In 1715, during the Regency of Philippe d’Orléans (r. 1715-22), chevalier Ange de Gardane, seigneur de Sainte-Croix, was appointed as chief consul of Isfahan, and Padery as consul of Shiraz. From 1717 to 1720, the Regent had entrusted the Scottish banker and economist John Law (1671-1729) with the task of reforming the finances of France, and Law also took a keen interest in France’s trade with Persia. In March 1719, Padery departed from Paris. The preserved letters document that Gardane and Padery did not get along and worked on different objectives. Gardane rejected the overthrowing of Muscat’s naval power, while Law considered Padery on a secret mission to negotiate military assistance. Padery held talks about the so-called Muscat affair in Qazvin in 1720, and in Isfahan between 1721 and 1722, while in August 1721, Gardane finally succeeded in securing Padery’s dismissal. In May 1725, Padery again arrived in France, and shortly thereafter submitted his written report to Louis XV (r. 1722-74).
See also FRENCH TRAVELERS IN IRAN.
Bibliography:
J. Calmard, “France ii. Relations with Persia to 1789,” EIr X, pp. 127-31.
P. Duparc, Recueil des instructions donnée aux ambassadeurs et ministres de France depuis des Traités de Westphalie jusqu’à la Révolution Française, Paris, 1969, esp. pp. 169 (Ferriol) and 240 (Bonnac).
F. Hitzel, ed., Istanbul et les langues orientales, Paris, 1997.
A. Kroell, “East India Company, French,” EIr VII, pp. 647-49.
L. Lockhart, “European Contacts with Persia, 1350-1736,” Camb. Hist. Iran VI, pp. 373-411, esp. pp. 406-7.

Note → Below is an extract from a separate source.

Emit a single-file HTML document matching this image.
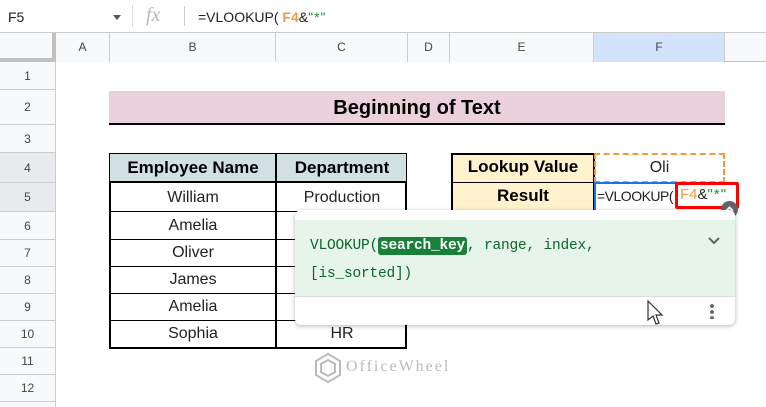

Recueil de cent estampes representant differentes nations du Levant tirées sur les tableaux peints d’après nature en 1707 et 1708 par les ordres de monsieur de Ferriol, ambassadeur du roi à la Porte, Paris, 1714.
A.-M. Touzard, Le drogman Padery: Emissaire de France en Perse (1719-1725), Paris, 2005; orig. “Les relations franco-ottomans-persanes (1704-1725) à la lumière de la mission de Padery: Prèsentation analytique et structurelle de la documentation,” Ph.D. diss., Ecole Pratique des Hautes Etudes, Paris, 1992.